** START Material provided **

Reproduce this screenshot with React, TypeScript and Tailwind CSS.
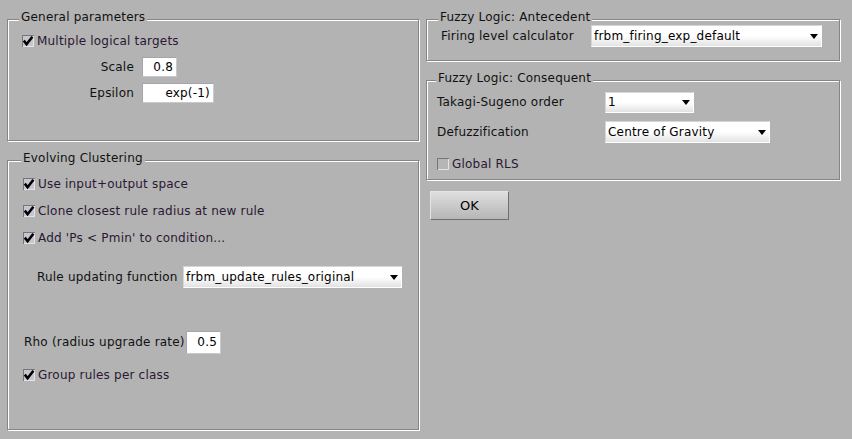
import React from "react";

const font = { fontFamily: '"DejaVu Sans", sans-serif' };

const Panel = ({
  title,
  titleLeft,
  className,
  children,
}: {
  title: string;
  titleLeft: string;
  className: string;
  children?: React.ReactNode;
}) => (
  <div
    className={
      "relative border border-[#858585] shadow-[inset_1px_1px_0_#ffffff,1px_1px_0_#ffffff] " +
      className
    }
  >
    <span
      className={
        "absolute top-[-10px] bg-[#b3b3b3] px-[2px] leading-[15px] text-[#111] whitespace-nowrap " +
        titleLeft
      }
    >
      {title}
    </span>
    {children}
  </div>
);

const CheckBox = ({ checked, label }: { checked: boolean; label: string }) => (
  <div className="flex h-[12px] items-center">
    <svg width="12" height="12" viewBox="0 0 12 12" className="shrink-0">
      <rect x="0.5" y="0.5" width="11" height="11" fill={checked ? "#c6c6d2" : "#b6b6b6"} stroke="#767676" />
      <line x1="1" y1="11.5" x2="12" y2="11.5" stroke="#e4e4e4" />
      <line x1="11.5" y1="1" x2="11.5" y2="12" stroke="#e4e4e4" />
      {checked && (
        <path d="M1.8 5.6 L4.6 9.2 L10.4 1.8" fill="none" stroke="#000" strokeWidth="2.6" />
      )}
    </svg>
    <span className="ml-[3px] whitespace-nowrap text-[#2a1832]">{label}</span>
  </div>
);

const Arrow = () => (
  <svg width="8" height="5" viewBox="0 0 8 5" className="shrink-0">
    <polygon points="0,0 8,0 4,5" fill="#000" />
  </svg>
);

const Dropdown = ({ value, className }: { value: string; className: string }) => (
  <div
    className={
      "flex items-center justify-between border border-t-[#d6d6d6] border-l-[#d6d6d6] border-r-white border-b-white bg-gradient-to-b from-white via-white to-[#e2e2e2] pl-[2px] pr-[3px] text-black " +
      className
    }
  >
    <span className="whitespace-nowrap">{value}</span>
    <Arrow />
  </div>
);

const TextBox = ({ value, className }: { value: string; className: string }) => (
  <div
    className={
      "flex items-center justify-end border border-[#a4a4b0] border-r-[#c8c8d0] border-b-[#c8c8d0] bg-white pr-[3px] text-black " +
      className
    }
  >
    {value}
  </div>
);

export default function App() {
  return (
    <div
      className="flex h-[439px] w-[852px] gap-[7px] bg-[#b3b3b3] px-[7px] pt-[19px] text-[12px] leading-[15px] tracking-[0.2px] text-[#111]"
      style={font}
    >
      {/* left column */}
      <div className="flex w-[412px] flex-col">
        <Panel title="General parameters" titleLeft="left-[11px]" className="h-[122px] pl-[14px] pt-[15px]">
          <CheckBox checked label="Multiple logical targets" />
          <div className="mt-[10px] flex items-center">
            <span className="w-[113px] pr-[1px] text-right">Scale</span>
            <TextBox value="0.8" className="ml-[7px] h-[20px] w-[35px]" />
          </div>
          <div className="mt-[6px] flex items-center">
            <span className="w-[113px] pr-[1px] text-right">Epsilon</span>
            <TextBox value="exp(-1)" className="ml-[7px] h-[20px] w-[72px]" />
          </div>
        </Panel>

        <Panel title="Evolving Clustering" titleLeft="left-[13px]" className="mt-[19px] h-[270px] pl-[15px] pt-[17px]">
          <CheckBox checked label="Use input+output space" />
          <div className="mt-[15px]">
            <CheckBox checked label="Clone closest rule radius at new rule" />
          </div>
          <div className="mt-[15px]">
            <CheckBox checked label="Add 'Ps < Pmin' to condition..." />
          </div>
          <div className="mt-[22px] flex items-center pl-[14px]">
            <span className="w-[146px] whitespace-nowrap">Rule updating function</span>
            <Dropdown value="frbm_update_rules_original" className="h-[22px] w-[219px]" />
          </div>
          <div className="mt-[43px] flex items-center pl-[1px]">
            <span className="w-[162px] overflow-hidden whitespace-nowrap">Rho (radius upgrade rate)</span>
            <TextBox value="0.5" className="h-[23px] w-[35px]" />
          </div>
          <div className="mt-[15px]">
            <CheckBox checked label="Group rules per class" />
          </div>
        </Panel>
      </div>

      {/* right column */}
      <div className="flex w-[414px] flex-col">
        <Panel title="Fuzzy Logic: Antecedent" titleLeft="left-[11px]" className="h-[42px] pl-[14px] pt-[5px]">
          <div className="flex items-center">
            <span className="w-[150px] whitespace-nowrap">Firing level calculator</span>
            <Dropdown value="frbm_firing_exp_default" className="h-[22px] w-[231px]" />
          </div>
        </Panel>

        <Panel title="Fuzzy Logic: Consequent" titleLeft="left-[9px]" className="mt-[19px] h-[100px] pl-[10px] pt-[11px]">
          <div className="flex items-center">
            <span className="w-[168px] whitespace-nowrap">Takagi-Sugeno order</span>
            <Dropdown value="1" className="h-[21px] w-[89px]" />
          </div>
          <div className="mt-[8px] flex items-center">
            <span className="w-[168px] whitespace-nowrap">Defuzzification</span>
            <Dropdown value="Centre of Gravity" className="h-[22px] w-[165px]" />
          </div>
          <div className="mt-[15px]">
            <CheckBox checked={false} label="Global RLS" />
          </div>
        </Panel>

        <button className="ml-[4px] mt-[11px] h-[29px] w-[79px] border border-t-[#e4e4e4] border-l-[#e4e4e4] border-r-[#6e6e6e] border-b-[#6e6e6e] bg-gradient-to-b from-[#dedede] to-[#b6b6b6] text-[13px] text-black">
          OK
        </button>
      </div>
    </div>
  );
}
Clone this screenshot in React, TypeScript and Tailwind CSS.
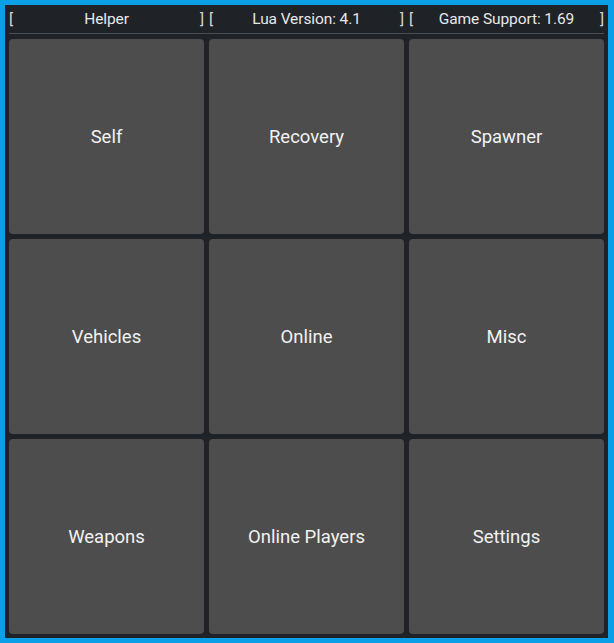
import React from "react";

const headerCells = ["Helper", "Lua Version: 4.1", "Game Support: 1.69"];

const menuItems = [
  "Self",
  "Recovery",
  "Spawner",
  "Vehicles",
  "Online",
  "Misc",
  "Weapons",
  "Online Players",
  "Settings",
];

export default function App() {
  return (
    <div
      className="w-[614px] h-[643px] flex flex-col bg-[#1f2227] border-t-[5px] border-b-[5px] border-l-[5px] border-r-[6px] border-[#0a9fe6] px-[4px] pb-[4px]"
      style={{ fontFamily: "Roboto, 'Liberation Sans', sans-serif" }}
    >
      {/* top info bar */}
      <div className="h-[28px] grid grid-cols-3 gap-[5px] items-center pt-[1px] text-[15.5px] text-[#e8e8e8]">
        {headerCells.map((label) => (
          <div key={label} className="flex items-center justify-between leading-none">
            <span className="text-[#d8d8d8]">[</span>
            <span className="tracking-[-0.1px]">{label}</span>
            <span className="text-[#d8d8d8]">]</span>
          </div>
        ))}
      </div>
      <div className="h-px bg-[#4a4e55]" />

      <div className="mt-[5px] grid grid-cols-3 grid-rows-3 gap-[5px] flex-1">
        {menuItems.map((item) => (
          <button
            key={item}
            className="bg-[#4d4d4d] rounded-[4px] flex items-center justify-center pt-[2px] text-[18.5px] text-[#f2f2f2]"
          >
            {item}
          </button>
        ))}
      </div>
    </div>
  );
}
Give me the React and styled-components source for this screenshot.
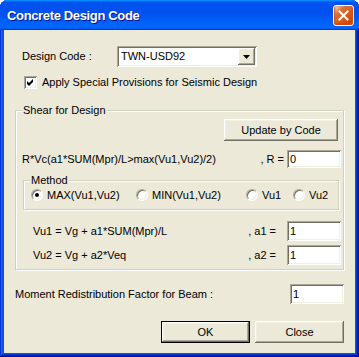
import React from 'react';
import styled, { createGlobalStyle } from 'styled-components';

const Global = createGlobalStyle`
  html, body { margin: 0; padding: 0; background: #ffffff; }
  body { font-family: "Liberation Sans", Arial, sans-serif; font-size: 11px; color: #000; }
  * { box-sizing: border-box; }
`;

const Window = styled.div`
  width: 359px;
  height: 357px;
  display: flex;
  flex-direction: column;
  background: #0855dd;
  border-radius: 8px 8px 0 0;
  overflow: hidden;
  box-shadow: inset -1px -1px #00138c, inset 1px 1px #0831d9, inset -2px -2px #001ea0,
    inset 2px 2px #166aee, inset -3px -3px #003bda, inset 3px 3px #0855dd;
`;

const TitleBar = styled.div`
  height: 30px;
  flex: none;
  display: flex;
  align-items: center;
  justify-content: space-between;
  padding: 0 5px 0 7px;
  background: linear-gradient(180deg, #0997ff, #0053ee 8%, #0050ee 40%, #0066ff 88%, #0066ff 93%, #005bff 95%, #003dd7 96%, #003dd7);
`;

const TitleText = styled.span`
  color: #fff;
  font-weight: bold;
  font-size: 13px;
  letter-spacing: -0.35px;
  text-shadow: 1px 1px #0f1089;
  padding-top: 1px;
`;

const CloseButton = styled.div`
  width: 21px;
  height: 21px;
  border: 1px solid #fff;
  border-radius: 3px;
  display: flex;
  align-items: center;
  justify-content: center;
  background-image: radial-gradient(circle at 90% 90%, #cc4600 0%, #dc6527 55%, #cd7546 70%, #ffccb2 90%, #fff 100%);
  box-shadow: inset 0 -1px 2px 1px #da4600;
`;

const Client = styled.div`
  flex: 1;
  margin: 0 4px 4px;
  background: #ece9d8;
  padding: 16px 11px 10px;
  display: flex;
  flex-direction: column;
`;

const Row = styled.div`
  display: flex;
  align-items: center;
  margin-top: ${(p) => p.$mt || 0}px;
  padding-left: ${(p) => p.$pl || 0}px;
  padding-right: ${(p) => p.$pr || 0}px;
  justify-content: ${(p) => p.$justify || 'flex-start'};
  gap: ${(p) => p.$gap || 0}px;
`;

const Label = styled.span`
  white-space: nowrap;
  line-height: 13px;
  width: ${(p) => (p.$w ? `${p.$w}px` : 'auto')};
  flex: ${(p) => (p.$grow ? 1 : 'none')};
`;

const Suffix = styled.span`
  white-space: nowrap;
  line-height: 13px;
  margin-right: ${(p) => p.$gap || 0}px;
`;

const sunken = `
  box-shadow: inset 1px 1px #aca899, inset -1px -1px #ffffff, inset 2px 2px #716f64, inset -2px -2px #f1efe2;
`;

const raised = `
  box-shadow: inset -1px -1px #716f64, inset 1px 1px #ffffff, inset -2px -2px #aca899, inset 2px 2px #f1efe2;
`;

const Select = styled.div`
  width: 140px;
  height: 21px;
  padding: 2px;
  display: flex;
  background: #fff;
  ${sunken}
`;

const SelectValue = styled.span`
  flex: 1;
  padding-left: 2px;
  line-height: 17px;
`;

const DropButton = styled.div`
  width: 17px;
  height: 17px;
  background: #ece9d8;
  display: flex;
  align-items: center;
  justify-content: center;
  ${raised}
`;

const CheckBox = styled.span`
  width: 13px;
  height: 13px;
  background: #fff;
  display: inline-flex;
  ${sunken}
`;

const GroupBox = styled.div`
  position: relative;
  border: 1px solid #d0d0bf;
  box-shadow: inset 1px 1px #ffffff, 1px 1px #ffffff;
  margin: ${(p) => p.$margin || '0'};
  padding: ${(p) => p.$padding || '0'};
  height: ${(p) => (p.$h ? `${p.$h}px` : 'auto')};
  display: flex;
  flex-direction: ${(p) => p.$dir || 'column'};
  align-items: ${(p) => p.$align || 'stretch'};
`;

const Legend = styled.span`
  position: absolute;
  top: -7px;
  left: 6px;
  padding: 0 1px;
  line-height: 13px;
  background: #ece9d8;
`;

const Button = styled.div`
  width: ${(p) => p.$w}px;
  height: 22px;
  display: flex;
  align-items: center;
  justify-content: center;
  background: #ece9d8;
  line-height: 13px;
  ${(p) =>
    p.$default
      ? `border: 1px solid #000; box-shadow: inset -1px -1px #716f64, inset 1px 1px #ffffff, inset -2px -2px #aca899, inset 2px 2px #f1efe2;`
      : raised}
`;

const TextInput = styled.input`
  width: 54px;
  height: ${(p) => p.$h || 20}px;
  border: none;
  outline: none;
  padding: 0 2px 0 3px;
  font: inherit;
  color: #000;
  background: #fff;
  ${sunken}
`;

const RadioItem = styled.label`
  display: flex;
  align-items: center;
  gap: 4px;
  width: ${(p) => (p.$w ? `${p.$w}px` : 'auto')};
  flex: none;
  line-height: 13px;
`;

const RadioCircle = styled.span`
  position: relative;
  width: 12px;
  height: 12px;
  border-radius: 50%;
  background: #fff;
  border: 1px solid;
  border-color: #aca899 #ffffff #ffffff #aca899;
  box-shadow: inset 1px 1px #716f64, inset -1px -1px #f1efe2;
  &::after {
    content: '';
    display: ${(p) => (p.$checked ? 'block' : 'none')};
    position: absolute;
    left: 3px;
    top: 3px;
    width: 4px;
    height: 4px;
    border-radius: 50%;
    background: #000;
  }
`;

const Radio = ({ checked, label, w }) => (
  <RadioItem $w={w}>
    <RadioCircle $checked={checked} />
    <span>{label}</span>
  </RadioItem>
);

export default function App() {
  return (
    <>
      <Global />
      <Window>
        <TitleBar>
          <TitleText>Concrete Design Code</TitleText>
          <CloseButton>
            <svg width="11" height="11" viewBox="0 0 11 11">
              <path d="M1.5 1.5 L9.5 9.5 M9.5 1.5 L1.5 9.5" stroke="#fff" strokeWidth="2" strokeLinecap="square" />
            </svg>
          </CloseButton>
        </TitleBar>
        <Client>
          <Row $pl={7}>
            <Label $w={95}>Design Code :</Label>
            <Select>
              <SelectValue>TWN-USD92</SelectValue>
              <DropButton>
                <svg width="7" height="4" viewBox="0 0 7 4">
                  <polygon points="0,0 7,0 3.5,4" fill="#000" />
                </svg>
              </DropButton>
            </Select>
          </Row>
          <Row $mt={9} $pl={9} $gap={5}>
            <CheckBox>
              <svg width="13" height="13" viewBox="0 0 13 13">
                <polygon points="3,5 5,7 9,3 9,6 5,10 3,8" fill="#000" />
              </svg>
            </CheckBox>
            <Label>Apply Special Provisions for Seismic Design</Label>
          </Row>

          <GroupBox $margin="21px 0 0 0" $padding="8px 0 4px 0">
            <Legend>Shear for Design</Legend>
            <Row $justify="flex-end" $pr={5}>
              <Button $w={114}>Update by Code</Button>
            </Row>
            <Row $mt={9} $pl={6} $pr={2}>
              <Label $grow>R*Vc(a1*SUM(Mpr)/L&gt;max(Vu1,Vu2)/2)</Label>
              <Suffix $gap={3}>, R =</Suffix>
              <TextInput $h={18} defaultValue="0" />
            </Row>
            <GroupBox $margin="12px 4px 0 7px" $padding="0 0 0 7px" $h={30} $dir="row" $align="center">
              <Legend>Method</Legend>
              <Radio checked label="MAX(Vu1,Vu2)" w={105} />
              <Radio label="MIN(Vu1,Vu2)" w={110} />
              <Radio label="Vu1" w={47} />
              <Radio label="Vu2" />
            </GroupBox>
            <Row $mt={11} $pl={17} $pr={2}>
              <Label $grow>Vu1 = Vg + a1*SUM(Mpr)/L</Label>
              <Suffix $gap={11}>, a1 =</Suffix>
              <TextInput defaultValue="1" />
            </Row>
            <Row $mt={4} $pl={17} $pr={2}>
              <Label $grow>Vu2 = Vg + a2*Veq</Label>
              <Suffix $gap={11}>, a2 =</Suffix>
              <TextInput defaultValue="1" />
            </Row>
          </GroupBox>

          <Row $mt={14}>
            <Label $grow>Moment Redistribution Factor for Beam :</Label>
            <TextInput defaultValue="1" />
          </Row>
          <Row $mt={17} $justify="flex-end" $gap={5}>
            <Button $w={89} $default>OK</Button>
            <Button $w={89}>Close</Button>
          </Row>
        </Client>
      </Window>
    </>
  );
}
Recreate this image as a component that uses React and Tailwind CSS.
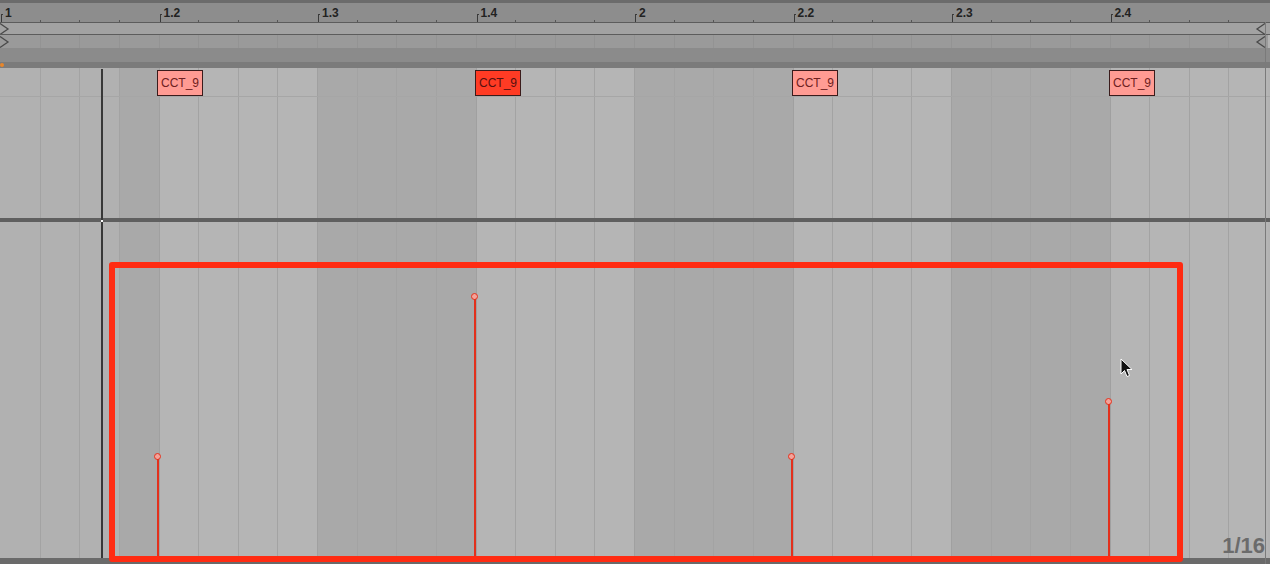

** END Material provided **

_Exercise description_
Tally the lines of the listing above that include the word "TypeScript". Answer with the number alone.

_Output of the task_
2